* Begin *

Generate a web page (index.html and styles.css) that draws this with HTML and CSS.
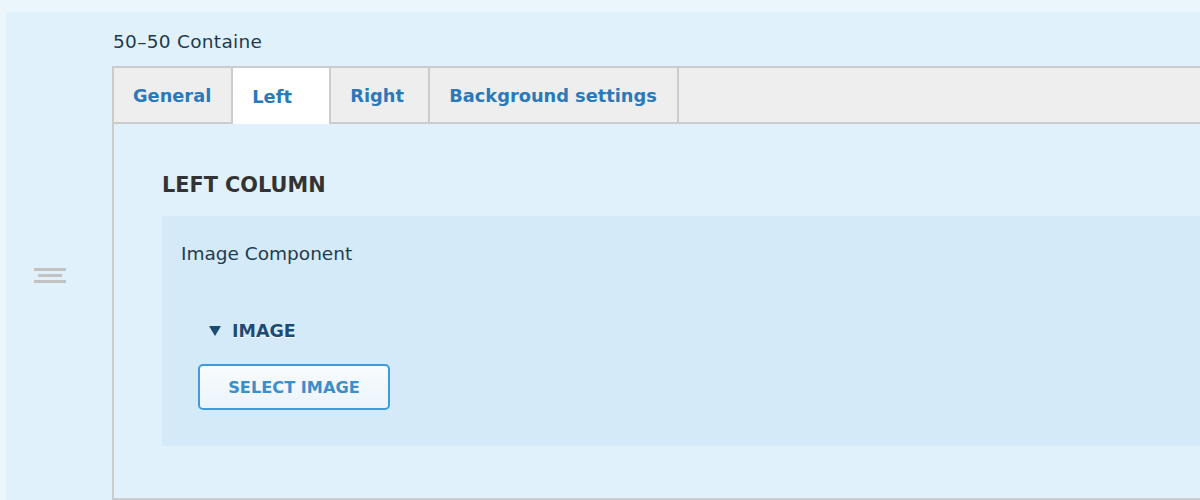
FILE: index.html
```html
<!DOCTYPE html>
<html lang="en">
<head>
<meta charset="utf-8">
<title>50-50 Container</title>
<link rel="stylesheet" href="styles.css">
</head>
<body>
<div class="row">
  <div class="handle">
    <span class="bar"></span>
    <span class="bar short"></span>
    <span class="bar"></span>
  </div>
  <div class="content">
    <div class="title">50–50 Containe</div>
    <div class="tabs">
      <a class="tab">General</a>
      <a class="tab active">Left</a>
      <a class="tab">Right</a>
      <a class="tab">Background settings</a>
    </div>
    <div class="panel">
      <h2 class="heading">LEFT COLUMN</h2>
      <div class="component">
        <div class="comp-label">Image Component</div>
        <div class="details">
          <div class="summary"><span class="tri"></span>IMAGE</div>
          <button class="select">SELECT IMAGE</button>
        </div>
      </div>
    </div>
  </div>
</div>
</body>
</html>
```
FILE: styles.css
```css
html, body {
  margin: 0;
  padding: 0;
  background: #ebf5fc;
  font-family: "DejaVu Sans", "Open Sans", sans-serif;
  overflow: hidden;
}

.row {
  margin: 12px 0 0 6px;
  background: #e1f1fb;
  display: flex;
}

.handle {
  flex: none;
  width: 106px;
  padding: 256px 0 0 28px;
  box-sizing: border-box;
  display: flex;
  flex-direction: column;
  align-items: flex-start;
  align-self: flex-start;
  gap: 3px;
}

.bar {
  display: block;
  width: 32px;
  height: 3px;
  background: #c2c2c2;
}

.bar.short {
  width: 24px;
  margin-left: 4px;
}

.content {
  flex: 1;
  min-width: 0;
}

.title {
  padding: 18px 0 0 1px;
  font-size: 18.5px;
  letter-spacing: 0.3px;
  line-height: 24px;
  color: #1f3a4c;
  box-sizing: border-box;
  height: 54px;
}

.tabs {
  display: flex;
  background: #eeeeee;
  border: 2px solid #cccccc;
  border-right: none;
  height: 54px;
}

.tab {
  display: flex;
  align-items: center;
  padding: 0 20px 0 19px;
  min-width: 99px;
  box-sizing: border-box;
  border-right: 2px solid #cccccc;
  font-size: 17.8px;
  font-weight: bold;
  color: #2a79b9;
}

.tab.active {
  background: #ffffff;
  margin-bottom: -2px;
  position: relative;
  min-width: 98px;
}

.panel {
  border-left: 2px solid #cccccc;
  border-bottom: 2px solid #cccccc;
  padding: 48px 0 52px 48px;
  height: 376px;
  box-sizing: border-box;
}

.heading {
  margin: 0 0 18px;
  font-size: 20.8px;
  line-height: 26px;
  font-weight: bold;
  color: #333333;
}

.component {
  background: #d5eaf8;
  padding: 26px 0 36px 19px;
}

.comp-label {
  font-size: 18.5px;
  line-height: 24px;
  color: #1d3c50;
}

.details {
  margin: 54px 0 0 17px;
}

.summary {
  display: flex;
  align-items: center;
  font-size: 17.5px;
  line-height: 22px;
  font-weight: bold;
  color: #1c4b73;
  text-shadow: 0 1px 0 #ffffff;
  padding-left: 11px;
}

.tri {
  width: 0;
  height: 0;
  border-left: 6px solid transparent;
  border-right: 6px solid transparent;
  border-top: 10px solid #1c4b73;
  margin-right: 11px;
}

.select {
  display: block;
  margin-top: 22px;
  width: 192px;
  height: 46px;
  border: 2px solid #3f9cdc;
  border-radius: 5px;
  background: linear-gradient(#f8fbfe, #ebf4fb);
  font-family: "DejaVu Sans", "Open Sans", sans-serif;
  font-size: 16.2px;
  font-weight: bold;
  color: #3a8ec9;
  padding: 0;
}
```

* End *

• [THE EXERCISE]: Working from the material above, transcribe it exactly while omitting pictures.

• [EXPECTED ANSWER]:
Generate a web page (index.html and styles.css) that draws this with HTML and CSS.
FILE: index.html
```html
<!DOCTYPE html>
<html lang="en">
<head>
<meta charset="utf-8">
<title>50-50 Container</title>
<link rel="stylesheet" href="styles.css">
</head>
<body>
<div class="row">
  <div class="handle">
    <span class="bar"></span>
    <span class="bar short"></span>
    <span class="bar"></span>
  </div>
  <div class="content">
    <div class="title">50–50 Containe</div>
    <div class="tabs">
      <a class="tab">General</a>
      <a class="tab active">Left</a>
      <a class="tab">Right</a>
      <a class="tab">Background settings</a>
    </div>
    <div class="panel">
      <h2 class="heading">LEFT COLUMN</h2>
      <div class="component">
        <div class="comp-label">Image Component</div>
        <div class="details">
          <div class="summary"><span class="tri"></span>IMAGE</div>
          <button class="select">SELECT IMAGE</button>
        </div>
      </div>
    </div>
  </div>
</div>
</body>
</html>
```
FILE: styles.css
```css
html, body {
  margin: 0;
  padding: 0;
  background: #ebf5fc;
  font-family: "DejaVu Sans", "Open Sans", sans-serif;
  overflow: hidden;
}

.row {
  margin: 12px 0 0 6px;
  background: #e1f1fb;
  display: flex;
}

.handle {
  flex: none;
  width: 106px;
  padding: 256px 0 0 28px;
  box-sizing: border-box;
  display: flex;
  flex-direction: column;
  align-items: flex-start;
  align-self: flex-start;
  gap: 3px;
}

.bar {
  display: block;
  width: 32px;
  height: 3px;
  background: #c2c2c2;
}

.bar.short {
  width: 24px;
  margin-left: 4px;
}

.content {
  flex: 1;
  min-width: 0;
}

.title {
  padding: 18px 0 0 1px;
  font-size: 18.5px;
  letter-spacing: 0.3px;
  line-height: 24px;
  color: #1f3a4c;
  box-sizing: border-box;
  height: 54px;
}

.tabs {
  display: flex;
  background: #eeeeee;
  border: 2px solid #cccccc;
  border-right: none;
  height: 54px;
}

.tab {
  display: flex;
  align-items: center;
  padding: 0 20px 0 19px;
  min-width: 99px;
  box-sizing: border-box;
  border-right: 2px solid #cccccc;
  font-size: 17.8px;
  font-weight: bold;
  color: #2a79b9;
}

.tab.active {
  background: #ffffff;
  margin-bottom: -2px;
  position: relative;
  min-width: 98px;
}

.panel {
  border-left: 2px solid #cccccc;
  border-bottom: 2px solid #cccccc;
  padding: 48px 0 52px 48px;
  height: 376px;
  box-sizing: border-box;
}

.heading {
  margin: 0 0 18px;
  font-size: 20.8px;
  line-height: 26px;
  font-weight: bold;
  color: #333333;
}

.component {
  background: #d5eaf8;
  padding: 26px 0 36px 19px;
}

.comp-label {
  font-size: 18.5px;
  line-height: 24px;
  color: #1d3c50;
}

.details {
  margin: 54px 0 0 17px;
}

.summary {
  display: flex;
  align-items: center;
  font-size: 17.5px;
  line-height: 22px;
  font-weight: bold;
  color: #1c4b73;
  text-shadow: 0 1px 0 #ffffff;
  padding-left: 11px;
}

.tri {
  width: 0;
  height: 0;
  border-left: 6px solid transparent;
  border-right: 6px solid transparent;
  border-top: 10px solid #1c4b73;
  margin-right: 11px;
}

.select {
  display: block;
  margin-top: 22px;
  width: 192px;
  height: 46px;
  border: 2px solid #3f9cdc;
  border-radius: 5px;
  background: linear-gradient(#f8fbfe, #ebf4fb);
  font-family: "DejaVu Sans", "Open Sans", sans-serif;
  font-size: 16.2px;
  font-weight: bold;
  color: #3a8ec9;
  padding: 0;
}
```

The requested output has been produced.